I’ve already learned that I really have to finish what I start at least in the same 24 hours or so because my mind will be somewhere totally different after that. So, I might polish this but it is what it is.
I love language, I love the English language in all its permutations. I love its complexity, its tones and shades. Of all the brushes of art it is the broadest to me. German is a neat language but it is cumbersome. They make new words by stringing old words together or adopting words from other languages. English usually grows from the streets, occasionally adopting something usually encountered in music or from the web. Those words my mother though of as disgusting slang words spread and a few are finally accepted into formal communications, like using the word selfie for a picture taken of yourself. Or the misuse of an existing word like opinionated to mean having a lot of opinions instead of “conceitedly assertive and dogmatic in one’s opinions,” as Google has it still. I will bristle when called that until I’m reassured the user didn’t know its real meaning.
The thing about English is that it is so easy to weave words into the most amazing images. The gradations available in English are limited only by our own linguistic sense. When a word doesn’t exist we can make it without the gargantuan constructions of German. I don’t know how other languages make new words. In this globalized world it seems adoption is so common. But taking language as we used it in our daily lives and reweaving it is so attractive. Rap music is really poetry to music. Listen to the language in it (beeping out the cursing and obscenity) and how words are layered to make more than a picture but a relief sculpture with great depth and detailed where desired.

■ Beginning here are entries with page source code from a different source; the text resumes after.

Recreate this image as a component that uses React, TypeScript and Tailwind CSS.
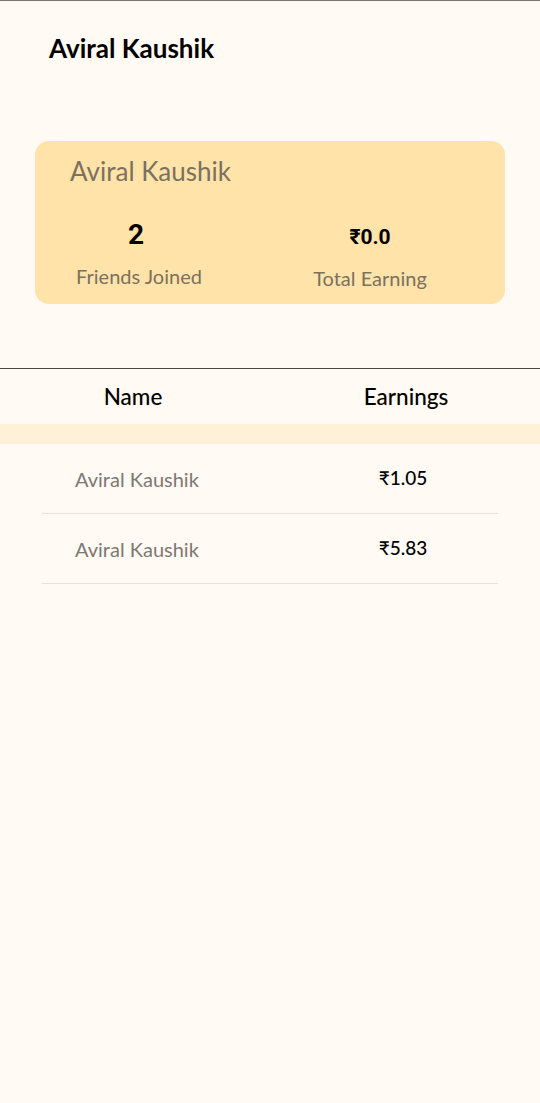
const referrals = [
  { name: 'Aviral Kaushik', amount: '₹1.05' },
  { name: 'Aviral Kaushik', amount: '₹5.83' },
];

export default function App() {
  return (
    <div
      className="min-h-[1103px] w-full bg-[#fffaf3] border-t border-[#7d766e]"
      style={{ fontFamily: 'Lato, "Noto Sans", sans-serif' }}
    >
      {/* Header */}
      <div className="pt-[32px] pl-[49px]">
        <h1 className="text-[26px] leading-[30px] font-bold text-black">Aviral Kaushik</h1>
      </div>

      {/* Summary card */}
      <div className="mt-[78px] mx-[35px] rounded-[14px] bg-[#ffe3a9] pt-[15px] pb-[14px]">
        <div className="pl-[35px] text-[26px] leading-[30px] text-[#7b715e]">Aviral Kaushik</div>
        <div className="mt-[32px] flex pl-[24px] gap-[71px]">
          <div className="w-[160px] flex flex-col items-center">
            <div
              className="pr-[6px] text-[28px] leading-[34px] font-bold text-black"
              style={{ fontFamily: 'Roboto, Arial, sans-serif' }}
            >
              2
            </div>
            <div className="mt-[12px] text-[20px] leading-[24px] text-[#7b715e]">Friends Joined</div>
          </div>
          <div className="w-[160px] flex flex-col items-center pt-[2px]">
            <div
              className="text-[21px] leading-[34px] font-bold text-black"
              style={{ fontFamily: 'Roboto, Arial, sans-serif' }}
            >
              ₹0.0
            </div>
            <div className="mt-[12px] text-[20px] leading-[24px] text-[#7b715e]">Total Earning</div>
          </div>
        </div>
      </div>

      {/* Table */}
      <div className="mt-[64px] border-t border-[#4a4744]">
        <div className="grid grid-cols-2 h-[55px] items-center text-[22.5px] font-medium text-black">
          <div className="text-center pr-[4px]">Name</div>
          <div className="text-center pl-[2px]">Earnings</div>
        </div>
        <div className="h-[20px] bg-[#fff1d7]" />
        {referrals.map((r, i) => (
          <div key={i}>
            <div className="grid grid-cols-2 h-[69px] items-center text-[20px]">
              <div className="pl-[75px] text-[#7d7873]">{r.name}</div>
              <div className="text-center pr-[4px] text-[19px] text-black font-medium">{r.amount}</div>
            </div>
            <div className="mx-[42px] h-px bg-[#e6e1da]" />
          </div>
        ))}
      </div>
    </div>
  );
}
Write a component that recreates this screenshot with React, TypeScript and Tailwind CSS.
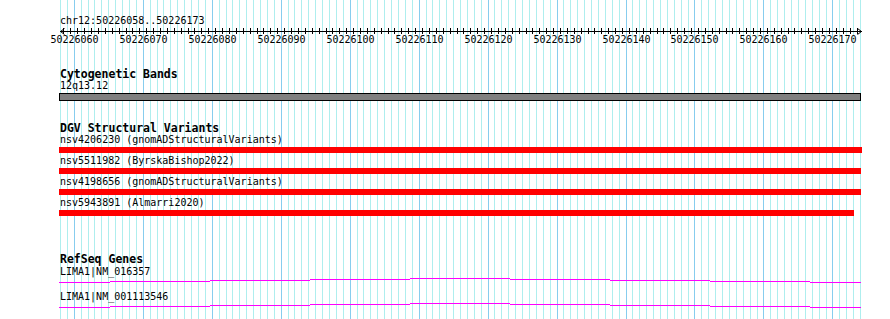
const START = 50226058;
const BASES = 116;
const TRACK_W = 800;
const PX = TRACK_W / BASES;

const mono = "font-['DejaVu_Sans_Mono','Liberation_Mono',monospace]";

const variants = [
  { label: "nsv4206230 (gnomADStructuralVariants)", width: 803 },
  { label: "nsv5511982 (ByrskaBishop2022)", width: 802 },
  { label: "nsv4198656 (gnomADStructuralVariants)", width: 802 },
  { label: "nsv5943891 (Almarri2020)", width: 795 },
];

const genes = ["LIMA1|NM_016357", "LIMA1|NM_001113546"];

function GridLines() {
  const lines = [];
  for (let i = 0; i <= BASES; i++) {
    const x = Math.round(60 + i * PX);
    const major = (START + i) % 10 === 0;
    lines.push(<rect key={i} x={x} y={0} width={1} height={319} fill={major ? "#87cdee" : "#aeeeee"} />);
  }
  return (
    <svg className="absolute inset-0" width={890} height={319} shapeRendering="crispEdges">
      {lines}
    </svg>
  );
}

function Ruler() {
  const ticks = [];
  for (let i = 0; i < BASES; i++) {
    const x = Math.round((i + 0.5) * PX) + 0.5;
    ticks.push(<line key={i} x1={x} x2={x} y1={2} y2={8} stroke="#000" />);
  }
  const labels = [];
  for (let b = START; b < START + BASES; b++) {
    if (b % 10 !== 0) continue;
    const x = Math.round((b - START) * PX);
    labels.push(
      <span
        key={b}
        className="absolute top-[9px] -translate-x-1/2 text-[10px] leading-[10px] text-black"
        style={{ left: x + 0.5 }}
      >
        {b}
      </span>,
    );
  }
  return (
    <div className="relative h-[20px] w-[802px]">
      <svg className="absolute left-0 top-0" width={803} height={10} shapeRendering="crispEdges">
        <line x1={0} x2={802} y1={5.5} y2={5.5} stroke="#000" />
        {ticks}
        <polyline points="4.5,2.5 0.5,5.5 4.5,8.5" fill="none" stroke="#000" shapeRendering="auto" />
        <polyline points="797.5,2.5 801.5,5.5 797.5,8.5" fill="none" stroke="#000" shapeRendering="auto" />
      </svg>
      {labels}
    </div>
  );
}

function TrackTitle({ children }: { children: string }) {
  return <div className="h-[12px] text-[11.5px] font-bold leading-[12px] text-black">{children}</div>;
}

function GeneLine() {
  const edges = [0, 51, 151, 251, 351, 451, 551, 651, 751, 802];
  const ys = [4, 3, 2, 1, 0, 1, 2, 3, 4];
  return (
    <svg className="-ml-[1px] block" width={802} height={5} shapeRendering="crispEdges">
      {ys.map((y, i) => (
        <rect key={i} x={edges[i]} y={y} width={edges[i + 1] - edges[i]} height={1} fill="#ff00ff" />
      ))}
    </svg>
  );
}

export default function App() {
  return (
    <div className={`relative h-[319px] w-[890px] overflow-hidden bg-white ${mono}`}>
      <GridLines />
      <div className="relative flex flex-col pl-[60px] text-black">
        <div className="mt-[16px] h-[10px] text-[10px] leading-[10px]">chr12:50226058..50226173</div>
        <Ruler />

        <div className="mt-[22px]">
          <TrackTitle>Cytogenetic Bands</TrackTitle>
        </div>
        <div className="mt-[1px] h-[10px] text-[10px] leading-[10px]">12q13.12</div>
        <div className="-ml-[1px] mt-[2px] h-[8px] w-[802px] border border-black bg-[#808080]" />

        <div className="mt-[21px]">
          <TrackTitle>DGV Structural Variants</TrackTitle>
        </div>
        {variants.map((v, i) => (
          <div key={v.label} className={i === 0 ? "mt-[1px]" : "mt-[3px]"}>
            <div className="h-[10px] text-[10px] leading-[10px]">{v.label}</div>
            <div className="-ml-[1px] mt-[2px] h-[6px] bg-[#ff0000]" style={{ width: v.width }} />
          </div>
        ))}

        <div className="mt-[37px]">
          <TrackTitle>RefSeq Genes</TrackTitle>
        </div>
        {genes.map((g, i) => (
          <div key={g} className={i === 0 ? "mt-[2px]" : "mt-[9px]"}>
            <div className="h-[10px] text-[10px] leading-[10px]">{g}</div>
            <div className="mt-[1px]">
              <GeneLine />
            </div>
          </div>
        ))}
      </div>
    </div>
  );
}
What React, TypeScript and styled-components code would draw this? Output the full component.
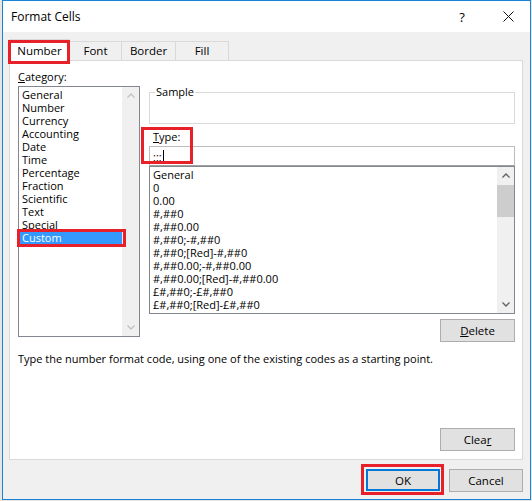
import React from "react";
import styled, { createGlobalStyle } from "styled-components";

const GlobalStyle = createGlobalStyle`
  html, body {
    margin: 0;
    padding: 0;
    background: #e6e6e6;
  }

  body {
    font-family: "Open Sans", "Noto Sans", sans-serif;
    font-size: 11px;
    color: #000;
  }
`;

const RED = "#e8202a";

const Desktop = styled.div`
  width: 532px;
  height: 501px;
  padding-left: 2px;
  box-sizing: border-box;
  overflow: hidden;
`;

const Window = styled.div`
  width: 529px;
  height: 500px;
  box-sizing: border-box;
  border: 1px solid #1883d7;
  background: #f0f0f0;
  display: flex;
  flex-direction: column;
`;

const TitleBar = styled.div`
  height: 31px;
  flex: none;
  display: flex;
  align-items: center;
  padding-left: 8px;
  background: #fff;
`;

const Title = styled.div`
  flex: 1;
  font-size: 12px;
`;

const HelpGlyph = styled.div`
  width: 10px;
  margin-right: 35px;
  font-size: 13px;
  text-align: center;
`;

const CloseButton = styled.div`
  width: 12px;
  margin-right: 16px;
  display: flex;
  align-items: center;
  justify-content: center;
`;

const Body = styled.div`
  flex: 1;
  display: flex;
  flex-direction: column;
  padding: 7px 7px 0 6px;
`;

const TabStrip = styled.div`
  display: flex;
  align-items: flex-end;
  height: 22px;
  margin-bottom: -1px;
  position: relative;
  z-index: 1;
`;

const Tab = styled.div<{ $active?: boolean; $width: number }>`
  position: relative;
  box-sizing: border-box;
  width: ${p => p.$width}px;
  height: ${p => (p.$active ? 22 : 19)}px;
  margin-bottom: ${p => (p.$active ? 0 : 1)}px;
  margin-left: -1px;
  padding-top: ${p => (p.$active ? 3 : 1)}px;
  line-height: 16px;
  text-align: center;
  background: ${p => (p.$active ? "#fff" : "#f0f0f0")};
  border: 1px solid #d9d9d9;
  border-bottom: none;
  font-size: 11.5px;

  &:first-child {
    margin-left: 0;
  }
`;

const RedMark = styled.div<{ $t: number; $r: number; $b: number; $l: number }>`
  position: absolute;
  top: ${p => p.$t}px;
  right: ${p => p.$r}px;
  bottom: ${p => p.$b}px;
  left: ${p => p.$l}px;
  box-sizing: border-box;
  border: 3px solid ${RED};
  pointer-events: none;
  z-index: 5;
`;

const TypeMark = styled(RedMark)`
  right: auto;
  bottom: auto;
  width: 52px;
  height: 37px;
`;

const Panel = styled.div`
  width: 514px;
  height: 400px;
  box-sizing: border-box;
  border: 1px solid #d9d9d9;
  background: #fff;
  padding: 8px 7px 8px 8px;
  display: flex;
  flex-direction: column;
`;

const TopArea = styled.div`
  display: grid;
  grid-template-columns: 122px 1fr;
  column-gap: 9px;
`;

const Column = styled.div`
  position: relative;
  display: flex;
  flex-direction: column;
`;

const Label = styled.div<{ $gap?: number }>`
  line-height: 15px;
  height: 15px;
  margin-top: ${p => p.$gap || 0}px;
  margin-bottom: 2px;
  padding-left: ${p => (p.$gap ? 4 : 0)}px;
`;

const ListBox = styled.div<{ $height: number }>`
  height: ${p => p.$height}px;
  box-sizing: border-box;
  border: 1px solid #828790;
  display: flex;
`;

const ListItems = styled.div<{ $indent: number }>`
  flex: 1;
  padding: 1px 0 0 1px;
  display: flex;
  flex-direction: column;

  > div {
    padding-left: ${p => p.$indent}px;
  }
`;

const Item = styled.div<{ $selected?: boolean }>`
  position: relative;
  height: 13px;
  line-height: 13px;
  white-space: nowrap;
  background: ${p => (p.$selected ? "#3399ff" : "transparent")};
  color: ${p => (p.$selected ? "#fff" : "#000")};
`;

const ScrollBar = styled.div`
  width: 17px;
  flex: none;
  background: #f0f0f0;
  display: flex;
  flex-direction: column;
`;

const ScrollArrow = styled.div`
  height: 17px;
  display: flex;
  align-items: center;
  justify-content: center;
`;

const ScrollTrack = styled.div`
  flex: 1;
  padding-top: 1px;
`;

const Thumb = styled.div`
  height: 32px;
  background: #cdcdcd;
`;

const Sample = styled.fieldset`
  margin: 16px 0 0;
  padding: 0 5px;
  height: 39px;
  box-sizing: border-box;
  border: 1px solid #d9d9d9;
  min-width: 0;

  legend {
    padding: 0 1px;
    line-height: 14px;
    font-size: 11px;
  }
`;

const TypeInput = styled.div`
  height: 20px;
  box-sizing: border-box;
  border: 1px solid #bcbcbc;
  border-bottom-color: #a0a0a0;
  padding-left: 3px;
  line-height: 17px;
  display: flex;
  align-items: center;
`;

const Caret = styled.span`
  display: inline-block;
  width: 1px;
  height: 12px;
  margin-left: 1px;
  background: #000;
`;

const Button = styled.div<{ $default?: boolean }>`
  position: relative;
  width: 74px;
  height: ${p => (p.$default ? 22 : 23)}px;
  box-sizing: border-box;
  border: ${p => (p.$default ? "2px solid #0078d7" : "1px solid #adadad")};
  background: #e1e1e1;
  display: flex;
  align-items: center;
  justify-content: center;
  font-size: 11.5px;
`;

const PanelButton = styled(Button)<{ $push?: boolean }>`
  align-self: flex-end;
  width: 75px;
  margin-top: ${p => (p.$push ? "auto" : "5px")};
`;

const HelpText = styled.div`
  margin-top: 9px;
  line-height: 15px;
`;

const Footer = styled.div`
  display: flex;
  justify-content: flex-end;
  gap: 9px;
  padding-top: 9px;
`;

const Chevron = ({ up, color }: { up?: boolean; color: string }) => (
  <svg width="8" height="5" viewBox="0 0 8 5">
    <polyline
      points={up ? "0.5,4.5 4,1 7.5,4.5" : "0.5,0.5 4,4 7.5,0.5"}
      fill="none"
      stroke={color}
      strokeWidth="1.3"
    />
  </svg>
);

const categories = [
  "General",
  "Number",
  "Currency",
  "Accounting",
  "Date",
  "Time",
  "Percentage",
  "Fraction",
  "Scientific",
  "Text",
  "Special",
  "Custom"
];

const formats = [
  "General",
  "0",
  "0.00",
  "#,##0",
  "#,##0.00",
  "#,##0;-#,##0",
  "#,##0;[Red]-#,##0",
  "#,##0.00;-#,##0.00",
  "#,##0.00;[Red]-#,##0.00",
  "£#,##0;-£#,##0",
  "£#,##0;[Red]-£#,##0"
];

const tabs = [
  { name: "Number", width: 61 },
  { name: "Font", width: 53 },
  { name: "Border", width: 55 },
  { name: "Fill", width: 54 }
];

export default function App() {
  return (
    <Desktop>
      <GlobalStyle />
      <Window>
        <TitleBar>
          <Title>Format Cells</Title>
          <HelpGlyph>?</HelpGlyph>
          <CloseButton>
            <svg width="11" height="11" viewBox="0 0 11 11">
              <path d="M0.5 0.5 L10.5 10.5 M10.5 0.5 L0.5 10.5" stroke="#111" strokeWidth="1" />
            </svg>
          </CloseButton>
        </TitleBar>

        <Body>
          <TabStrip>
            {tabs.map((t, i) => (
              <Tab key={t.name} $active={i === 0} $width={t.width}>
                {t.name}
                {i === 0 && <RedMark $t={0} $r={-1} $b={-3} $l={-2} />}
              </Tab>
            ))}
          </TabStrip>

          <Panel>
            <TopArea>
              <Column>
                <Label>
                  <u>C</u>ategory:
                </Label>
                <ListBox $height={251}>
                  <ListItems $indent={2}>
                    {categories.map(c => (
                      <Item key={c} $selected={c === "Custom"}>
                        {c}
                        {c === "Custom" && <RedMark $t={-2} $r={-4} $b={-3} $l={-3} />}
                      </Item>
                    ))}
                  </ListItems>
                  <ScrollBar>
                    <ScrollArrow>
                      <Chevron up color="#c2c2c2" />
                    </ScrollArrow>
                    <ScrollTrack />
                    <ScrollArrow>
                      <Chevron color="#c2c2c2" />
                    </ScrollArrow>
                  </ScrollBar>
                </ListBox>
              </Column>

              <Column>
                <Sample>
                  <legend>Sample</legend>
                </Sample>
                <Label $gap={5}>
                  <u>T</u>ype:
                </Label>
                <TypeInput>
                  ;;;
                  <Caret />
                </TypeInput>
                <ListBox $height={148}>
                  <ListItems $indent={2}>
                    {formats.map(f => (
                      <Item key={f}>{f}</Item>
                    ))}
                  </ListItems>
                  <ScrollBar>
                    <ScrollArrow>
                      <Chevron up color="#606060" />
                    </ScrollArrow>
                    <ScrollTrack>
                      <Thumb />
                    </ScrollTrack>
                    <ScrollArrow>
                      <Chevron color="#606060" />
                    </ScrollArrow>
                  </ScrollBar>
                </ListBox>
                <PanelButton>
                  <span>
                    <u>D</u>elete
                  </span>
                </PanelButton>
                <TypeMark $t={58} $r={0} $b={0} $l={-8} />
              </Column>
            </TopArea>

            <HelpText>
              Type the number format code, using one of the existing codes as a starting point.
            </HelpText>

            <PanelButton $push>
              <span>
                Clea<u>r</u>
              </span>
            </PanelButton>
          </Panel>

          <Footer>
            <Button $default>
              OK
              <RedMark $t={-7} $r={-6} $b={-6} $l={-7} />
            </Button>
            <Button>Cancel</Button>
          </Footer>
        </Body>
      </Window>
    </Desktop>
  );
}
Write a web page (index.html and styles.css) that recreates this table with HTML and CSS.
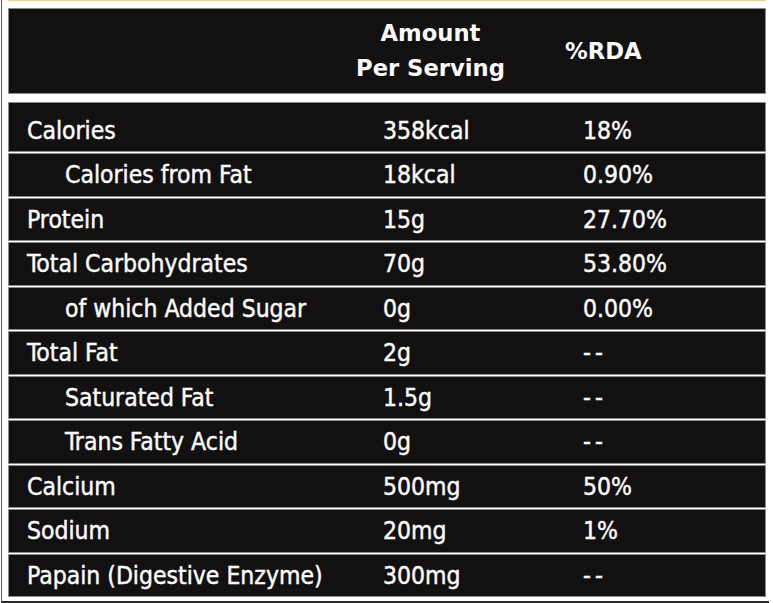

We play with language. It really does mould our view of the world. Examples from Addicting Info that just popped up on my Facebook:
“Government spending?” No, we’re “investing in America.”
“They’re not ‘entitlements.’ Social Security, Medicare, and Unemployment are “earned benefits” that we PAY for.”
“’Gun Control?’ How about “gun safety?”
I really became aware of it when I was reading fairy tales in the German. English really changes the tone. The word choice really matters. I found the children’s stories really scary in German. Some are in English but I was horrified as an American reading what they told children in the 1800s. It has an impact that can last a lifetime. The art of writing to me is to take words and refocus or to extend focus. The narratives we write are to give context to concepts, to explore how our conceptual framework structures our lives. Ultimately I want to answer the question, how do we build a community that supports all of its members in the ways they need? So I write to address all the subsets of that question.
Who are members? What needs can community fill? Where does the individual start and stop and where does the individual fit into a community? Does the community really address everyone’s needs or are there those who don’t belong in that community? If there are those who don’t fit, where do they go and then how do communities with different needs coexist in a global setting? How can we build a world where conflicts don’t become wars? Most conflicts are over relative things like religion, laws, economic systems, scarce resources. Can we move the conversation through changing our point of view? I believe so and I believe that change comes through how we talk about them. Language matters so much. There are so many examples from advertising slogans to the way laws are being made about how we talk about science. Politics is the first and final place where we recognize manipulation. We have called it propaganda. It has to do with who is the good guy and who is the bad, who is taking and who is giving, who is working and who is mooching.
I want to steer clear of overt politics in speaking of language but it is such a rich pot of examples of the use/misuse of language. It is the most typical place you find language used to lead or mislead.